"Clawback clauses" state that employees must refund all or part of their variable bonus if it is determined that the bonus should not have been paid out in the first place. An example might be an employee who lands a lucrative contract and is paid a bonus for doing so, only for the customer then to go bust so that the employer loses the revenue from that contract. A clawback clause can ensure that the employee has to pay back the bonus.
There are statutory rules governing clawback clauses in certain cases. Employers and employees are free to agree to clawback arrangements, for instance in a bonus agreement.
Dutch law sets out a clawback provision for directors under a company's articles of association; the company can reclaim a bonus, or part of it, if the director gives incorrect information about the achievement of targets underlying the bonus or the other circumstances on which the bonus depended.
Also, the Dutch Financial Supervision Act (Wet op het financieel toezicht) specifies that a financial business must reclaim variable remuneration from a natural person if that person's conduct has had a significantly adverse impact on the business.
There are clawback provisions in the Dutch Standardisation of Top Incomes Act (Wet normering topinkomens), which states that top company officials have to repay to the company any remuneration and severance payments above the set statutory maximum, as these are then deemed not to have been due in the first place.
Contractual clawbacks had a part to play in three recent court rulings.

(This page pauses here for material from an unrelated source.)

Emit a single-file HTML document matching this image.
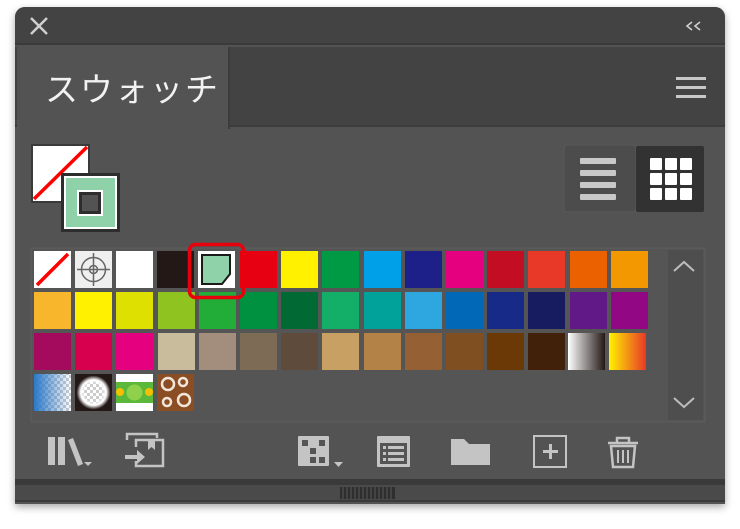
<!DOCTYPE html>
<html><head><meta charset="utf-8"><style>
*{margin:0;padding:0;box-sizing:border-box}
body{width:740px;height:529px;background:#fff;position:relative;overflow:hidden;font-family:"Liberation Sans","Noto Sans CJK JP",sans-serif}
.a{position:absolute}
.sw{position:absolute;width:37px;height:37px}
</style></head><body>
<div class="a" style="left:15px;top:7px;width:710px;height:497px;background:#535353;border-radius:10px 10px 0 0;box-shadow:0 3px 8px rgba(0,0,0,.35);overflow:hidden">
 <div class="a" style="left:0;top:0;width:710px;height:38px;background:#434343;border-bottom:2px solid #3a3a3a"></div>
 <div class="a" style="left:0;top:40px;width:710px;height:80px;background:#434343;border-bottom:2px solid #3c3c3c"></div>
 <div class="a" style="left:2px;top:40px;width:213px;height:82px;background:#535353;border-right:2px solid #3c3c3c"></div>
 <div class="a" style="left:30px;top:58px;color:#f2f2f2;font-size:33px;letter-spacing:2px;font-family:'Noto Sans CJK JP',sans-serif;line-height:44px">スウォッチ</div>
 <div class="a" style="left:0;top:472px;width:710px;height:6px;background:#3a3a3a"></div>
 <div class="a" style="left:0;top:478px;width:710px;height:17px;background:#4a4a4a;border-bottom:2px solid #3a3a3a"></div>
</div>
<svg class="a" style="left:0;top:0" width="740" height="529">
 <path d="M31 18 L47 34 M47 18 L31 34" stroke="#cfcfcf" stroke-width="2.5"/>
 <path d="M692 22 l-5 4 l5 4 M700 22 l-5 4 l5 4" stroke="#cfcfcf" stroke-width="1.6" fill="none"/>
 <g fill="#c8c8c8"><rect x="676" y="77" width="30" height="3"/><rect x="676" y="86" width="30" height="3"/><rect x="676" y="95" width="30" height="3"/></g>
 <!-- fill/stroke -->
 <rect x="31" y="144" width="59" height="59" fill="#3a3a3a"/>
 <rect x="33" y="146" width="55" height="55" fill="#fff"/>
 <path d="M34 199 L87 147" stroke="#f00" stroke-width="3.5"/>
 <rect x="61" y="173" width="59" height="59" fill="#2d2d2d"/>
 <rect x="64" y="176" width="53" height="53" fill="#fff"/>
 <rect x="66" y="178" width="49" height="49" fill="#8fd1a9"/>
 <rect x="77" y="190" width="26" height="26" fill="#fff"/>
 <rect x="79" y="192" width="22" height="22" fill="#2d2d2d"/>
 <rect x="82" y="195" width="16" height="16" fill="#535353"/>
 <!-- view buttons -->
 <rect x="564" y="145" width="72" height="67" rx="3" fill="#4c4c4c" stroke="#5a5a5a"/>
 <rect x="636" y="146" width="68" height="66" rx="2" fill="#323232"/>
 <g fill="#c8c8c8"><rect x="580" y="158" width="36" height="6" rx="1"/><rect x="580" y="170" width="36" height="6" rx="1"/><rect x="580" y="182" width="36" height="6" rx="1"/><rect x="580" y="194" width="36" height="6" rx="1"/></g>
 <g fill="#fff"><rect x="650" y="158" width="12" height="12" rx="1"/><rect x="665" y="158" width="12" height="12" rx="1"/><rect x="680" y="158" width="12" height="12" rx="1"/><rect x="650" y="173" width="12" height="12" rx="1"/><rect x="665" y="173" width="12" height="12" rx="1"/><rect x="680" y="173" width="12" height="12" rx="1"/><rect x="650" y="188" width="12" height="12" rx="1"/><rect x="665" y="188" width="12" height="12" rx="1"/><rect x="680" y="188" width="12" height="12" rx="1"/></g>
 <!-- swatch container -->
 <rect x="31" y="248" width="674" height="174" fill="#555" stroke="#5e5e5e"/>
 <rect x="668" y="250" width="35" height="170" fill="#4e4e4e"/>
 <path d="M674 271 l10 -9 l10 9" stroke="#bdbdbd" stroke-width="2" fill="none"/>
 <path d="M674 398 l10 9 l10 -9" stroke="#bdbdbd" stroke-width="2" fill="none"/>
</svg>
<div id="g"></div>
<svg class="a" style="left:0;top:0" width="740" height="529">
 <!-- row1 specials -->
 <rect x="34" y="251" width="37" height="37" fill="#fff"/>
 <path d="M37 285 L68 254" stroke="#f00" stroke-width="3.5"/>
 <rect x="75" y="251" width="37" height="37" fill="#efefef"/>
 <circle cx="93.5" cy="269.5" r="12" stroke="#666" stroke-width="1.5" fill="none"/>
 <circle cx="93.5" cy="269.5" r="4" stroke="#666" stroke-width="1.5" fill="none"/>
 <path d="M93.5 253 V286 M77 269.5 H110" stroke="#666" stroke-width="1.5"/>
 <rect x="116" y="251" width="37" height="37" fill="#fff"/>
 <rect x="157" y="251" width="37" height="37" fill="#231815"/>
 <rect x="198" y="251" width="37" height="37" fill="#fff"/>
 <path d="M202 255 H230 V274 L222 284 H202 Z" fill="#8fd1a9" stroke="#1a1a1a" stroke-width="2"/>
 <rect x="189.5" y="244.5" width="54" height="53" rx="6" fill="none" stroke="#e8000d" stroke-width="3.5"/>
 <!-- row4 patterns -->
 <defs>
  <pattern id="ck" width="6" height="6" patternUnits="userSpaceOnUse"><rect width="6" height="6" fill="#fff"/><rect width="3" height="3" fill="#ccc"/><rect x="3" y="3" width="3" height="3" fill="#ccc"/></pattern>
  <linearGradient id="bl"><stop offset="0" stop-color="#2a78c8"/><stop offset="1" stop-color="#2a78c8" stop-opacity="0"/></linearGradient>
  <radialGradient id="rw"><stop offset=".5" stop-color="#fff" stop-opacity="0"/><stop offset=".75" stop-color="#fff"/><stop offset="1" stop-color="#231815"/></radialGradient>
  <linearGradient id="wb"><stop offset="0" stop-color="#fff"/><stop offset="1" stop-color="#231815"/></linearGradient>
  <linearGradient id="yr"><stop offset="0" stop-color="#fff100"/><stop offset="1" stop-color="#e83828"/></linearGradient>
 </defs>
 <rect x="34" y="374" width="37" height="37" fill="url(#ck)"/><rect x="34" y="374" width="37" height="37" fill="url(#bl)"/>
 <rect x="75" y="374" width="37" height="37" fill="#231815"/><circle cx="93.5" cy="392.5" r="15" fill="url(#ck)"/><circle cx="93.5" cy="392.5" r="17" fill="url(#rw)"/>
 <rect x="116" y="374" width="37" height="37" fill="#5cb83a"/><rect x="116" y="374" width="37" height="8" fill="#fff"/><rect x="116" y="403" width="37" height="8" fill="#fff"/><circle cx="134.5" cy="392.5" r="8" fill="#8fd14a"/><circle cx="120" cy="392" r="4" fill="#f5c000"/><circle cx="149" cy="392" r="4" fill="#f5c000"/>
 <rect x="157" y="374" width="37" height="37" fill="#8a4d24"/><g stroke="#f3e6d8" stroke-width="2.5" fill="none"><circle cx="168" cy="384" r="6"/><circle cx="184" cy="400" r="6"/><circle cx="183" cy="382" r="4"/><circle cx="167" cy="402" r="4"/></g>
 <rect x="568" y="333" width="37" height="37" fill="url(#wb)"/>
 <rect x="609" y="333" width="37" height="37" fill="url(#yr)"/>
 <!-- bottom icons -->
 <g fill="#c4c4c4">
  <rect x="48" y="437" width="7" height="28"/><rect x="58" y="437" width="7" height="28"/><path d="M68 440 l5 -2 l10 26 l-5 2 z"/><path d="M84 462 h8 l-4 4 z"/>
  <path d="M127 440 v-6 h30 v4" stroke="#c4c4c4" stroke-width="2.5" fill="none"/>
  <path d="M136 447 v-7 h27 v26 h-27 v-5" stroke="#c4c4c4" stroke-width="2.5" fill="none"/>
  <path d="M148 441 h7 v9 l-3.5 -3 l-3.5 3 z"/>
  <path d="M125 455 h12 v-5 l8 7 l-8 7 v-5 h-12 z"/>
  <rect x="298" y="436" width="31" height="30" rx="1"/><path d="M334 462 h9 l-4.5 5 z"/>
  <g fill="#555"><rect x="302" y="440" width="6" height="6"/><rect x="319" y="440" width="6" height="6"/><rect x="310" y="448" width="6" height="6"/><rect x="310" y="457" width="6" height="6"/><rect x="319" y="457" width="6" height="6"/></g>
  <rect x="377" y="436" width="33" height="31" rx="1"/>
  <g fill="#555"><rect x="380" y="443" width="27" height="21"/></g>
  <g><rect x="383" y="446" width="3" height="3"/><rect x="388" y="446" width="16" height="3"/><rect x="383" y="452" width="3" height="3"/><rect x="388" y="452" width="16" height="3"/><rect x="383" y="458" width="3" height="3"/><rect x="388" y="458" width="16" height="3"/></g>
  <path d="M451 439 h13 l5 5 h21 v21 h-39 z"/>
  <rect x="534" y="436" width="32" height="31" fill="none" stroke="#c4c4c4" stroke-width="2"/><path d="M549 444 h3 v6 h6 v3 h-6 v6 h-3 v-6 h-6 v-3 h6 z"/>
  <path d="M608 443 h30 M617 443 v-5 h12 v5" stroke="#c4c4c4" stroke-width="2.5" fill="none"/>
  <path d="M611 446 h24 l-2 21 h-20 z" fill="none" stroke="#c4c4c4" stroke-width="2.5"/>
  <rect x="617" y="450" width="2" height="13"/><rect x="622" y="450" width="2" height="13"/><rect x="627" y="450" width="2" height="13"/>
 </g>
 <g fill="#2e2e2e"><rect x="340" y="487" width="55" height="12"/></g>
 <g stroke="#5a5a5a" stroke-width="1"><path d="M343 487v12M347 487v12M351 487v12M355 487v12M359 487v12M363 487v12M367 487v12M371 487v12M375 487v12M379 487v12M383 487v12M387 487v12M391 487v12"/></g>
</svg>
<script>
var rows=[
[null,null,null,null,null,"#e60012","#fff100","#009944","#00a0e9","#1d2088","#e4007f","#c30d23","#e83828","#eb6100","#f39800"],
["#f8b62d","#fff100","#dde000","#8fc31f","#22ac38","#009140","#006934","#13ae67","#00a29a","#2ea7e0","#0068b7","#172a88","#171c61","#601986","#920783"],
["#a40b5d","#d7004f","#e4007f","#c9bc9c","#a38e7d","#7d6b56","#5e4b3c","#c9a063","#b28247","#956134","#7f4f21","#6a3906","#42210b",null,null]];
var h="";
rows.forEach(function(r,i){r.forEach(function(c,j){if(c)h+='<div class="sw" style="left:'+(34+j*41.2)+'px;top:'+(251+i*41)+'px;background:'+c+'"></div>';});});
document.getElementById("g").innerHTML=h;
</script>
</body></html>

In a case before the Court of Appeal for Arnhem-Leeuwarden, an employee had been guilty of a conflict of interests and other financial misconduct. The employee had received a bonus of EUR 80,000 for a customer transaction in 2013, though this same transaction later led to a loss of EUR 5.5 million. The employer accordingly wanted half of the bonus to be repaid. While the Court of Appeal understood that the employer did not feel that a full bonus was reasonable after a loss running into millions, it also held that the employer ought to have told the employee adequately and in good time about the complete terms of the bonus. The employee was also entitled to a gross bonus of EUR 120,000 for 2019, because the clawback clause – stating that the employee was only entitled to the bonus if the "administrative rules" were met – was not sufficiently clear.

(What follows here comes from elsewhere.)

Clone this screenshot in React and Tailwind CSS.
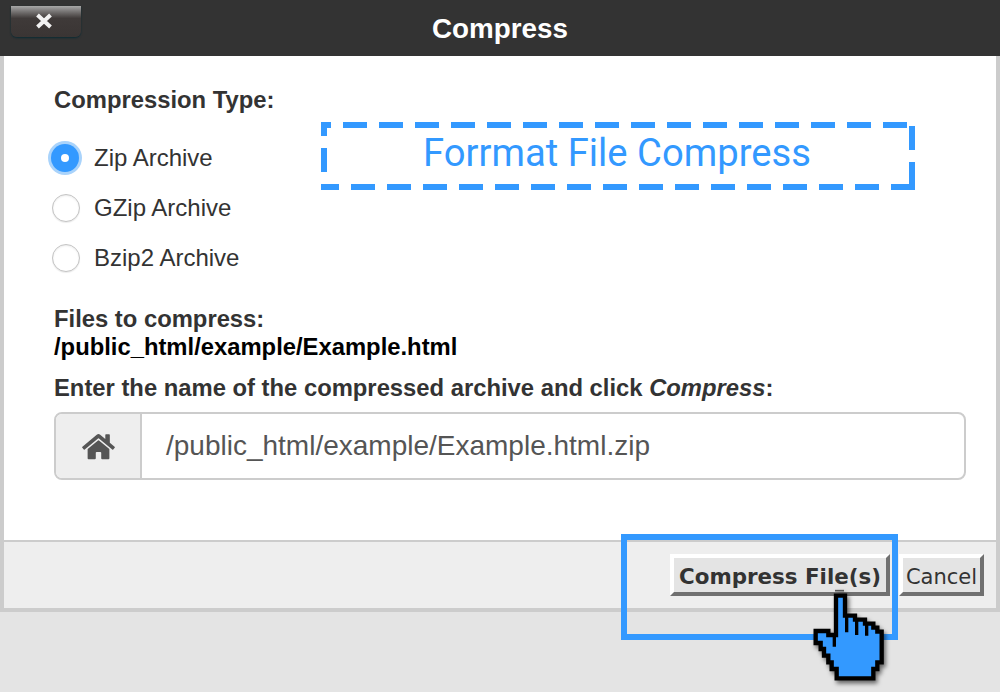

The Subdistrict Court in Almere made a finding on a clawback clause that stated there was no right to a bonus if the director under the articles of association was no longer "actively employed." Following a reorganisation that involved the director being placed on garden leave from June 2020 until his dismissal on April 1, 2021, he claimed ongoing payment of his bonus until the end of his employment. The Subdistrict Court found that the company bore the risk for placing the director on garden leave, so that he was still entitled to his bonus.

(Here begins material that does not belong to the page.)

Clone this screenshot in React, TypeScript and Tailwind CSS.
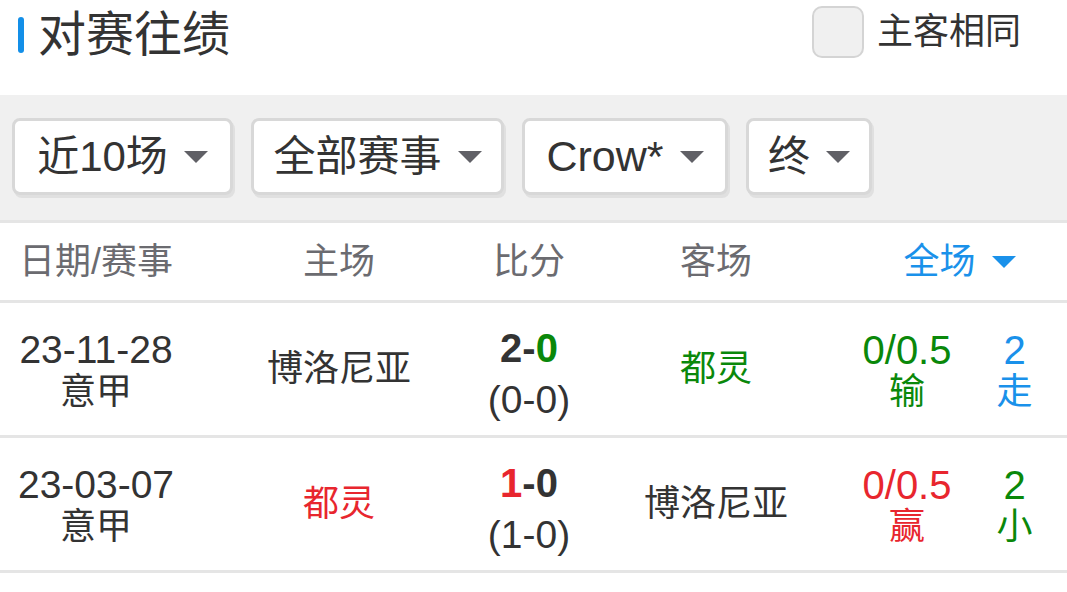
import React from "react";

const font = { fontFamily: '"Liberation Sans", "Noto Sans CJK SC", sans-serif' };

function Tri({ className = "" }: { className?: string }) {
  return (
    <svg width="24" height="12" viewBox="0 0 24 12" className={className}>
      <polygon points="0,0 24,0 12,12" fill="currentColor" />
    </svg>
  );
}

function FilterBtn({ label, w, latin }: { label: React.ReactNode; w: string; latin?: boolean }) {
  return (
    <div
      className={`${w} h-[77px] flex items-center justify-center gap-[16px] bg-white rounded-[8px] border-[3px] border-[#d8d8d8] shadow-[2px_3px_0_#e0e0e0] text-[42px] text-[#333]`}
    >
      <span className={latin ? "text-[43px]" : ""}>{label}</span>
      <Tri className="text-[#606066]" />
    </div>
  );
}

const G = "text-[#0a880a]";
const R = "text-[#e8262e]";
const B = "text-[#1a91ea]";
const D = "text-[#333333]";

type Row = {
  date: string;
  home: string;
  homeC: string;
  s1: string;
  s1c: string;
  s2: string;
  s2c: string;
  half: string;
  away: string;
  awayC: string;
  hc: string;
  hcRes: string;
  hcC: string;
  tot: string;
  totRes: string;
  totC: string;
};

const rows: Row[] = [
  {
    date: "23-11-28",
    home: "博洛尼亚",
    homeC: D,
    s1: "2",
    s1c: D,
    s2: "0",
    s2c: G,
    half: "(0-0)",
    away: "都灵",
    awayC: G,
    hc: "0/0.5",
    hcRes: "输",
    hcC: G,
    tot: "2",
    totRes: "走",
    totC: B,
  },
  {
    date: "23-03-07",
    home: "都灵",
    homeC: R,
    s1: "1",
    s1c: R,
    s2: "0",
    s2c: D,
    half: "(1-0)",
    away: "博洛尼亚",
    awayC: D,
    hc: "0/0.5",
    hcRes: "赢",
    hcC: R,
    tot: "2",
    totRes: "小",
    totC: G,
  },
];

export default function App() {
  return (
    <div className="w-[1067px] h-[592px] bg-white overflow-hidden" style={font}>
      {/* title bar */}
      <div className="h-[95px] flex items-start justify-between">
        <div className="flex items-center pl-[18px] pt-[10px]">
          <div className="w-[6px] h-[36px] rounded-full bg-[#138fe8]" />
          <span className="ml-[14px] text-[48px] leading-[50px] text-[#333]">对赛往绩</span>
        </div>
        <div className="flex items-center pt-[5px] pr-[46px]">
          <div className="w-[52px] h-[52px] rounded-[10px] border-[2px] border-[#d4d4d4] bg-[#f0f0f0]" />
          <span className="ml-[13px] text-[36px] text-[#333]">主客相同</span>
        </div>
      </div>

      {/* filters */}
      <div className="h-[125px] bg-[#f0f0f0] flex items-start pt-[23px] pl-[12px] gap-[18px]">
        <FilterBtn label="近10场" w="w-[221px]" />
        <FilterBtn label="全部赛事" w="w-[253px]" />
        <FilterBtn label="Crow*" w="w-[206px]" latin />
        <FilterBtn label="终" w="w-[126px]" />
      </div>

      {/* table header */}
      <div className="h-[83px] border-t-[3px] border-b-[3px] border-[#e5e5e5] flex items-center text-[36px] text-[#6b6b70]">
        <div className="w-[192px] flex justify-center">日期/赛事</div>
        <div className="w-[294px] flex justify-center">主场</div>
        <div className="w-[86px] flex justify-center">比分</div>
        <div className="w-[288px] flex justify-center">客场</div>
        <div className="w-[199px] flex justify-center items-center gap-[16px] text-[#1a91ea]">
          <span>全场</span>
          <Tri />
        </div>
      </div>

      {rows.map((r, i) => (
        <div
          key={i}
          className="h-[135px] border-b-[3px] border-[#e5e5e5] flex items-center text-[36px] leading-[42px]"
        >
          <div className={`w-[192px] flex flex-col items-center pt-[3px] ${D}`}>
            <span className="text-[39px]">{r.date}</span>
            <span>意甲</span>
          </div>
          <div className={`w-[294px] flex justify-center ${r.homeC}`}>{r.home}</div>
          <div className="w-[86px] flex flex-col items-center whitespace-nowrap pt-[10px]">
            <span className="font-bold text-[40px]">
              <span className={r.s1c}>{r.s1}</span>
              <span className={D}>-</span>
              <span className={r.s2c}>{r.s2}</span>
            </span>
            <span className={`${D} mt-[10px] text-[39px]`}>{r.half}</span>
          </div>
          <div className={`w-[288px] flex justify-center ${r.awayC}`}>{r.away}</div>
          <div className={`w-[94px] flex flex-col items-center pt-[3px] ${r.hcC}`}>
            <span className="text-[40px]">{r.hc}</span>
            <span>{r.hcRes}</span>
          </div>
          <div className={`w-[113px] pl-[8px] flex flex-col items-center pt-[3px] ${r.totC}`}>
            <span className="text-[40px]">{r.tot}</span>
            <span>{r.totRes}</span>
          </div>
        </div>
      ))}
    </div>
  );
}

The Subdistrict Court in Amsterdam issued a ruling in a case of a fraud running into millions that happened under the responsibility of a particular employee. This employee received a variable bonus every year and the employer refused to pay it once the fraud came to light. As the variable bonus had not been subject to any particular conditions, the employee retained his right to that variable bonus, according to the Subdistrict Court.
Clawback clauses do not always yield the result that the employer might want. Even fraudulent employees can retain their rights to bonuses. Employers must spell out clearly to employees whether and when they may have to refund a bonus. Also, the employer must not have exclusive rights to trigger the clawback. A clawback clause can be valuable if these conditions are satisfied. However, if there is no agreed clawback clause or if the clawback clause does not meet the legal requirements outlined above, an employer still has further options for reclaiming the bonus. If there has been a fraud, for instance, it could be argued that the bonus should be repaid on the basis of error. The error argument was overlooked, however, by the employers in the cases mentioned above, before the Court of Appeal for Arnhem-Leeuwarden and the Subdistrict Court for Amsterdam.